As things stand, the Kremlin appears to be coming to realise that it may have tried to bite off far more than it could chew. Its goal appears to have been to take over the whole country, but last week the Russians offered peace terms that represented a substantial climbdown. While still unrealistic in its demands, Moscow was now talking about wanting to have only its annexation of Crimea and claims to the eastern Donbas region recognised.

The lessons of history


Putin would like to be able to negotiate from a position of strength, and he will want to seize more cities. He is still threatening a major offensive against Kyiv.
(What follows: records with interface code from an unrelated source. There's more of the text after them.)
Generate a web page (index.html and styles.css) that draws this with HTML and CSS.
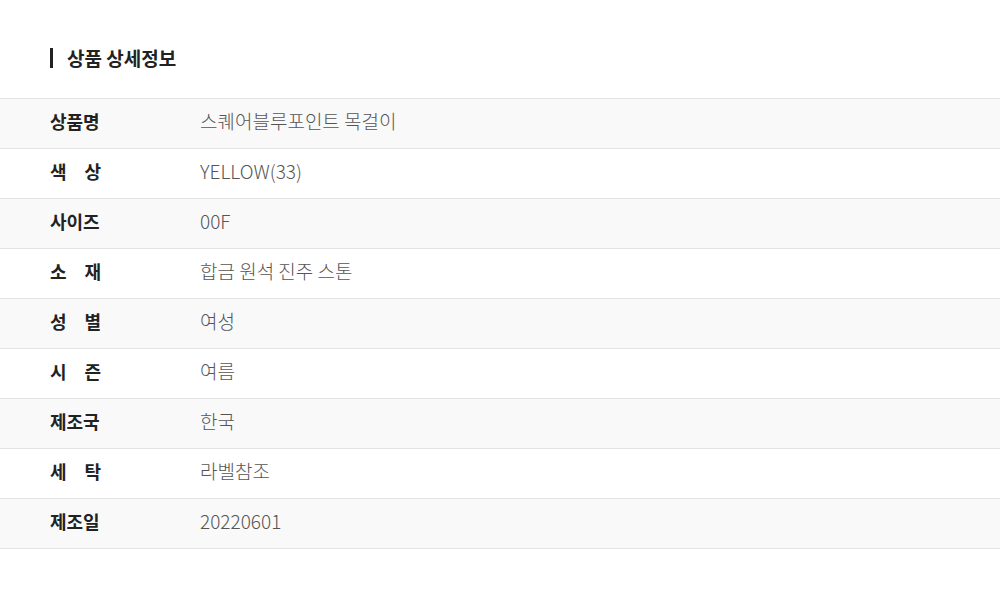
FILE: index.html
```html
<!DOCTYPE html>
<html>
<head>
    <title>상품 상세정보</title>
    <link rel="stylesheet" href="styles.css">
</head>
<body>
    <h2 class="section-title">상품 상세정보</h2>

    <table class="detail-table">
        <tr><th><span class="label">상품명</span></th><td>스퀘어블루포인트 목걸이</td></tr>
        <tr><th><span class="label">색 상</span></th><td>YELLOW(33)</td></tr>
        <tr><th><span class="label">사이즈</span></th><td>00F</td></tr>
        <tr><th><span class="label">소 재</span></th><td>합금 원석 진주 스톤</td></tr>
        <tr><th><span class="label">성 별</span></th><td>여성</td></tr>
        <tr><th><span class="label">시 즌</span></th><td>여름</td></tr>
        <tr><th><span class="label">제조국</span></th><td>한국</td></tr>
        <tr><th><span class="label">세 탁</span></th><td>라벨참조</td></tr>
        <tr><th><span class="label">제조일</span></th><td>20220601</td></tr>
    </table>
</body>
</html>
```

FILE: styles.css
```css
body {
    margin: 0;
    font-family: "Noto Sans CJK KR", "Noto Sans", sans-serif;
    background: #fff;
    color: #222;
}

.section-title {
    margin: 48px 0 30px 50px;
    padding-left: 14px;
    border-left: 3px solid #222;
    font-size: 19px;
    font-weight: bold;
    line-height: 20px;
    height: 20px;
    color: #222;
}

.detail-table {
    width: 100%;
    border-collapse: collapse;
    border-top: 1px solid #e3e3e3;
}

.detail-table tr {
    height: 50px;
}

.detail-table tr:nth-child(odd) {
    background: #f9f9f9;
}

.detail-table th,
.detail-table td {
    padding: 0 0 6px;
    border-bottom: 1px solid #e3e3e3;
    text-align: left;
    vertical-align: middle;
    line-height: 24px;
}

.detail-table th {
    width: 150px;
    padding-left: 50px;
    font-size: 18px;
    font-weight: bold;
    color: #222;
}

.label {
    display: inline-block;
    width: 51px;
    text-align: justify;
    text-align-last: justify;
}

.detail-table td {
    font-size: 19px;
    color: #555;
    font-weight: 300;
}
```
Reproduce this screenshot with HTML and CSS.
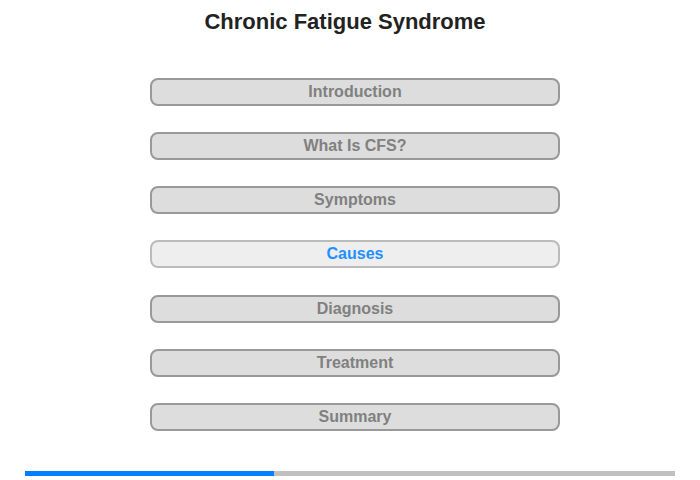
FILE: index.html
```html
<!DOCTYPE html>
<html lang="en">
<head>
    <meta charset="UTF-8">
    <title>Chronic Fatigue Syndrome</title>
    <link rel="stylesheet" href="styles.css">
</head>
<body>
    <div class="page">
        <h1 class="title">Chronic Fatigue Syndrome</h1>
        <ul class="menu">
            <li>Introduction</li>
            <li>What Is CFS?</li>
            <li>Symptoms</li>
            <li class="active">Causes</li>
            <li>Diagnosis</li>
            <li>Treatment</li>
            <li>Summary</li>
        </ul>
        <div class="progress">
            <div class="done" style="width: 249px"></div>
        </div>
    </div>
</body>
</html>
```

FILE: styles.css
```css
body{
    margin: 0;
    font-family: "Liberation Sans", Arial, sans-serif;
    background: #fff;
}
.page{
    width: 700px;
    height: 480px;
    display: flex;
    flex-direction: column;
}
.title{
    margin: 9px 0 0 0;
    padding-right: 10px;
    height: 26px;
    line-height: 26px;
    font-size: 22px;
    font-weight: bold;
    text-align: center;
    color: #222;
}
.menu{
    list-style: none;
    margin: 43px 0 0 150px;
    padding: 0;
    display: flex;
    flex-direction: column;
    gap: 26.17px;
}
.menu li{
    box-sizing: border-box;
    width: 410px;
    height: 28px;
    line-height: 24px;
    border: 2px solid #999;
    border-radius: 8px;
    background: #ddd;
    color: #808080;
    font-size: 16px;
    font-weight: bold;
    text-align: center;
    cursor: pointer;
}
.menu li.active{
    background: #eee;
    border-color: #bbb;
    color: #1e90ff;
}
.progress{
    margin: 40px 0 0 25px;
    width: 650px;
    height: 5px;
    background: #c0c0c0;
}
.progress .done{
    height: 5px;
    background: #0080ff;
}
```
Much will depend on how the Kremlin feels about the impact of the wider economic and political war being waged against Russia and how long it can sustain the present situation.
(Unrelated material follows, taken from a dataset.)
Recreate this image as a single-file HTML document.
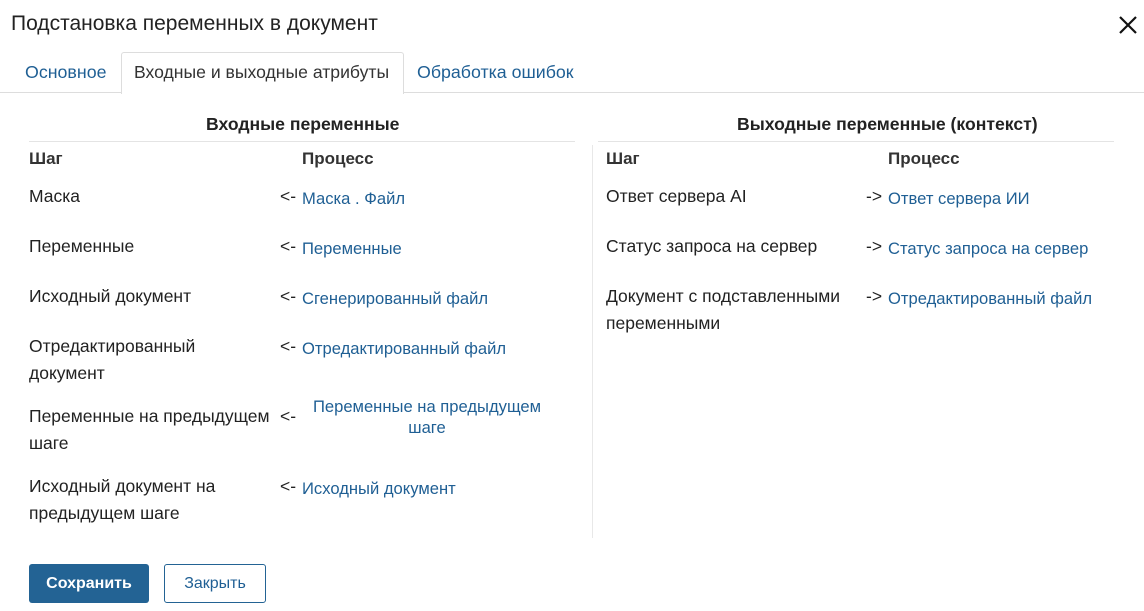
<!DOCTYPE html>
<html><head><meta charset="utf-8"><style>
body{margin:0;width:1144px;height:611px;background:#fff;font-family:"Liberation Sans",sans-serif;color:#222;position:relative;overflow:hidden}
.t{position:absolute;white-space:nowrap;line-height:27px;font-size:17.5px}
.l{color:#1f5f94;font-size:16.6px}
.b{font-weight:bold;color:#333;font-size:17px}
.h{position:absolute;height:1px;background:#e4e4e4}
</style></head><body>
<div class="t" style="left:11px;top:10px;font-size:21px;color:#222">Подстановка переменных в документ</div>
<svg style="position:absolute;left:1118px;top:15px" width="20" height="20" viewBox="0 0 20 20"><path d="M2 2L18 18M18 2L2 18" stroke="#111" stroke-width="2.2"/></svg>
<div class="h" style="left:0;top:92px;width:1144px;background:#ddd"></div>
<div style="position:absolute;left:121px;top:52px;width:281px;height:41px;border:1px solid #ddd;border-bottom:none;background:#fff;border-radius:3px 3px 0 0"></div>
<div class="t l" style="left:25px;top:59px;font-size:17.8px">Основное</div>
<div class="t" style="left:134px;top:59px;font-size:17.6px;color:#333">Входные и выходные атрибуты</div>
<div class="t l" style="left:417px;top:59px;font-size:17.8px">Обработка ошибок</div>

<div class="t" style="left:206px;top:111px;font-size:17.6px;font-weight:bold;color:#222">Входные переменные</div>
<div class="t" style="left:737px;top:111px;font-size:17.6px;font-weight:bold;color:#222">Выходные переменные (контекст)</div>
<div class="h" style="left:29px;top:141px;width:546px"></div>
<div class="h" style="left:598px;top:141px;width:516px"></div>
<div style="position:absolute;left:592px;top:145px;width:1px;height:393px;background:#e8e8e8"></div>

<div class="t b" style="left:29px;top:145px">Шаг</div>
<div class="t b" style="left:302px;top:145px">Процесс</div>
<div class="t b" style="left:606px;top:145px">Шаг</div>
<div class="t b" style="left:888px;top:145px">Процесс</div>

<div class="t" style="left:29px;top:183px">Маска</div>
<div class="t" style="left:280px;top:183px">&lt;-</div>
<div class="t l" style="left:302px;top:185px">Маска . Файл</div>

<div class="t" style="left:29px;top:233px">Переменные</div>
<div class="t" style="left:280px;top:233px">&lt;-</div>
<div class="t l" style="left:302px;top:235px">Переменные</div>

<div class="t" style="left:29px;top:283px">Исходный документ</div>
<div class="t" style="left:280px;top:283px">&lt;-</div>
<div class="t l" style="left:302px;top:285px">Сгенерированный файл</div>

<div class="t" style="left:29px;top:333px">Отредактированный<br>документ</div>
<div class="t" style="left:280px;top:333px">&lt;-</div>
<div class="t l" style="left:302px;top:335px">Отредактированный файл</div>

<div class="t" style="left:29px;top:403px">Переменные на предыдущем<br>шаге</div>
<div class="t" style="left:280px;top:403px">&lt;-</div>
<div class="t l" style="left:302px;top:396px;line-height:21px;text-align:center;width:250px;white-space:normal">Переменные на предыдущем шаге</div>

<div class="t" style="left:29px;top:473px">Исходный документ на<br>предыдущем шаге</div>
<div class="t" style="left:280px;top:473px">&lt;-</div>
<div class="t l" style="left:302px;top:475px">Исходный документ</div>

<div class="t" style="left:606px;top:183px">Ответ сервера AI</div>
<div class="t" style="left:866px;top:183px">-&gt;</div>
<div class="t l" style="left:888px;top:185px">Ответ сервера ИИ</div>

<div class="t" style="left:606px;top:233px">Статус запроса на сервер</div>
<div class="t" style="left:866px;top:233px">-&gt;</div>
<div class="t l" style="left:888px;top:235px">Статус запроса на сервер</div>

<div class="t" style="left:606px;top:283px">Документ с подставленными<br>переменными</div>
<div class="t" style="left:866px;top:283px">-&gt;</div>
<div class="t l" style="left:888px;top:285px">Отредактированный файл</div>

<div style="position:absolute;left:29px;top:564px;width:120px;height:39px;background:#236394;border-radius:3px;color:#fff;font-weight:bold;font-size:16px;line-height:39px;text-align:center">Сохранить</div>
<div style="position:absolute;left:164px;top:564px;width:100px;height:37px;border:1px solid #236394;border-radius:3px;color:#1f5f94;font-size:16px;line-height:37px;text-align:center">Закрыть</div>
</body></html>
But the real imponderable is Putin himself. In his rhetoric about the invasion he has repeatedly tried to evoke the Second World War, hoping to wrap this ill-conceived act of imperialism in the mantle of past heroism. Yet that war also offers an instructive parallel to this one in a way that may not be so comfortable for Putin.
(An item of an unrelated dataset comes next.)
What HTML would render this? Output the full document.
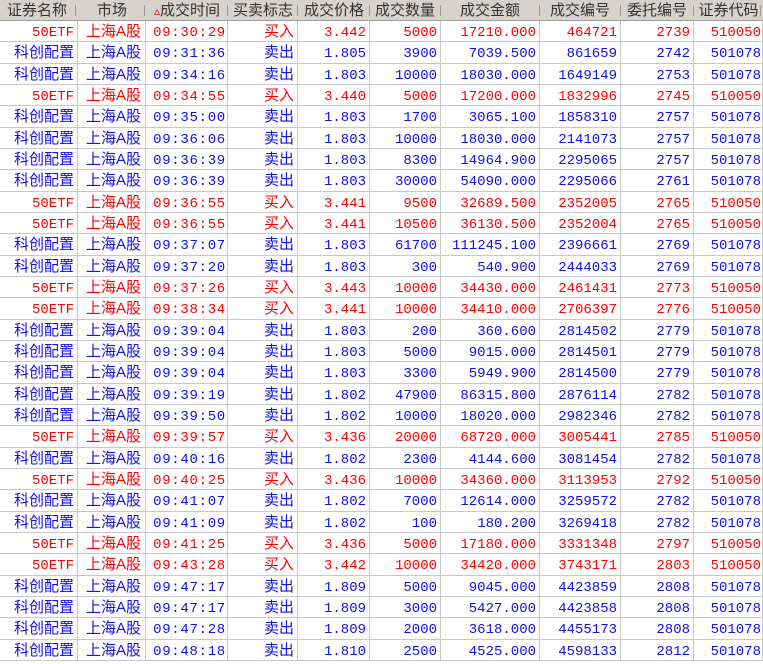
<!DOCTYPE html>
<html><head><meta charset="utf-8"><style>
body{margin:0;width:763px;height:659px;overflow:hidden;background:#fff;position:relative;font-family:"Liberation Mono","Noto Sans CJK SC",monospace;}
.hd{position:absolute;left:0;top:0;width:763px;height:20px;background:#d6d3ce;border-bottom:1px solid #a0a0a0;}
.hd span{position:absolute;top:0;height:20px;line-height:21px;font-family:"Liberation Sans","Noto Sans CJK SC",sans-serif;font-size:15px;color:#333;text-align:center}
.hd i{position:absolute;top:5px;width:1px;height:11px;background:#999}
.r{position:absolute;left:0;width:763px;height:21.33px;border-bottom:1px solid #c8c8c8;box-sizing:border-box;font-size:14px;line-height:24px}
.r div{position:absolute;top:0;height:21px;border-right:1px solid #c8c8c8;box-sizing:border-box;padding-right:3px;text-align:right;white-space:nowrap}
.c{font-family:"Liberation Sans","Noto Sans CJK SC",sans-serif;font-size:15px;line-height:22px}
.R{color:#f00}.B{color:#1010e8}
</style></head><body>
<div class="hd">
<span style="left:0;width:74px">证券名称</span><i style="left:75px"></i>
<span style="left:78px;width:68px">市场</span><i style="left:144px"></i>
<span style="left:146px;width:82px"><b style="color:#e00;font-weight:normal;font-size:12px">▵</b>成交时间</span><i style="left:227px"></i>
<span style="left:229px;width:68px">买卖标志</span><i style="left:297px"></i>
<span style="left:299px;width:70px">成交价格</span><i style="left:369px"></i>
<span style="left:369px;width:72px">成交数量</span><i style="left:440px"></i>
<span style="left:441px;width:98px">成交金额</span><i style="left:539px"></i>
<span style="left:540px;width:80px">成交编号</span><i style="left:620px"></i>
<span style="left:621px;width:72px">委托编号</span><i style="left:693px"></i>
<span style="left:694px;width:69px">证券代码</span><i style="left:760px"></i>
</div>
<div id="t"></div>
<script>
var d=[
["R","09:30:29","3.442","5000","17210.000","464721","2739"],
["B","09:31:36","1.805","3900","7039.500","861659","2742"],
["B","09:34:16","1.803","10000","18030.000","1649149","2753"],
["R","09:34:55","3.440","5000","17200.000","1832996","2745"],
["B","09:35:00","1.803","1700","3065.100","1858310","2757"],
["B","09:36:06","1.803","10000","18030.000","2141073","2757"],
["B","09:36:39","1.803","8300","14964.900","2295065","2757"],
["B","09:36:39","1.803","30000","54090.000","2295066","2761"],
["R","09:36:55","3.441","9500","32689.500","2352005","2765"],
["R","09:36:55","3.441","10500","36130.500","2352004","2765"],
["B","09:37:07","1.803","61700","111245.100","2396661","2769"],
["B","09:37:20","1.803","300","540.900","2444033","2769"],
["R","09:37:26","3.443","10000","34430.000","2461431","2773"],
["R","09:38:34","3.441","10000","34410.000","2706397","2776"],
["B","09:39:04","1.803","200","360.600","2814502","2779"],
["B","09:39:04","1.803","5000","9015.000","2814501","2779"],
["B","09:39:04","1.803","3300","5949.900","2814500","2779"],
["B","09:39:19","1.802","47900","86315.800","2876114","2782"],
["B","09:39:50","1.802","10000","18020.000","2982346","2782"],
["R","09:39:57","3.436","20000","68720.000","3005441","2785"],
["B","09:40:16","1.802","2300","4144.600","3081454","2782"],
["R","09:40:25","3.436","10000","34360.000","3113953","2792"],
["B","09:41:07","1.802","7000","12614.000","3259572","2782"],
["B","09:41:09","1.802","100","180.200","3269418","2782"],
["R","09:41:25","3.436","5000","17180.000","3331348","2797"],
["R","09:43:28","3.442","10000","34420.000","3743171","2803"],
["B","09:47:17","1.809","5000","9045.000","4423859","2808"],
["B","09:47:17","1.809","3000","5427.000","4423858","2808"],
["B","09:47:28","1.809","2000","3618.000","4455173","2808"],
["B","09:48:18","1.810","2500","4525.000","4598133","2812"]];
var h="";
d.forEach(function(r,i){var R=r[0]=="R";
h+='<div class="r '+r[0]+'" style="top:'+(21+i*21.33).toFixed(2)+'px">'+
'<div class="c" style="left:0;width:78px;'+(R?'font-family:Liberation Mono,monospace;font-size:14px;line-height:24px':'')+'">'+(R?'50ETF':'科创配置')+'</div>'+
'<div class="c" style="left:78px;width:68px;text-align:center;padding:0 0 0 4px">上海A股</div>'+
'<div style="left:146px;width:82px;text-align:center;letter-spacing:0.7px;padding:0 0 0 6px">'+r[1]+'</div>'+
'<div class="c" style="left:228px;width:70px">'+(R?'买入':'卖出')+'</div>'+
'<div style="left:298px;width:72px">'+r[2]+'</div>'+
'<div style="left:370px;width:71px">'+r[3]+'</div>'+
'<div style="left:441px;width:99px">'+r[4]+'</div>'+
'<div style="left:540px;width:81px">'+r[5]+'</div>'+
'<div style="left:621px;width:73px">'+r[6]+'</div>'+
'<div style="left:694px;width:69px;padding-right:1px">'+(R?'510050':'501078')+'</div></div>';});
document.getElementById("t").innerHTML=h;
</script>
</body></html>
Stalin also imposed his own prejudices and assumptions onto his generals. Because of his certainty that Hitler would not invade the USSR until spring 1942, he refused to allow his forces to prepare when, in June 1941, it was becoming obvious to everyone else that an attack was imminent.

After the Wehrmacht confounded his calculations, he adapted his approach. From then on Stalin largely just set the strategic objectives and let his generals decide how best to achieve them.

Hitler, on the other hand, remained a notorious micromanager throughout the conflict, continuing to impose his political views on military strategy to the very end. Stalin ended the war triumphant, Hitler dead in a bunker. Can Putin learn the lesson, or is he now even more out of touch than Stalin was?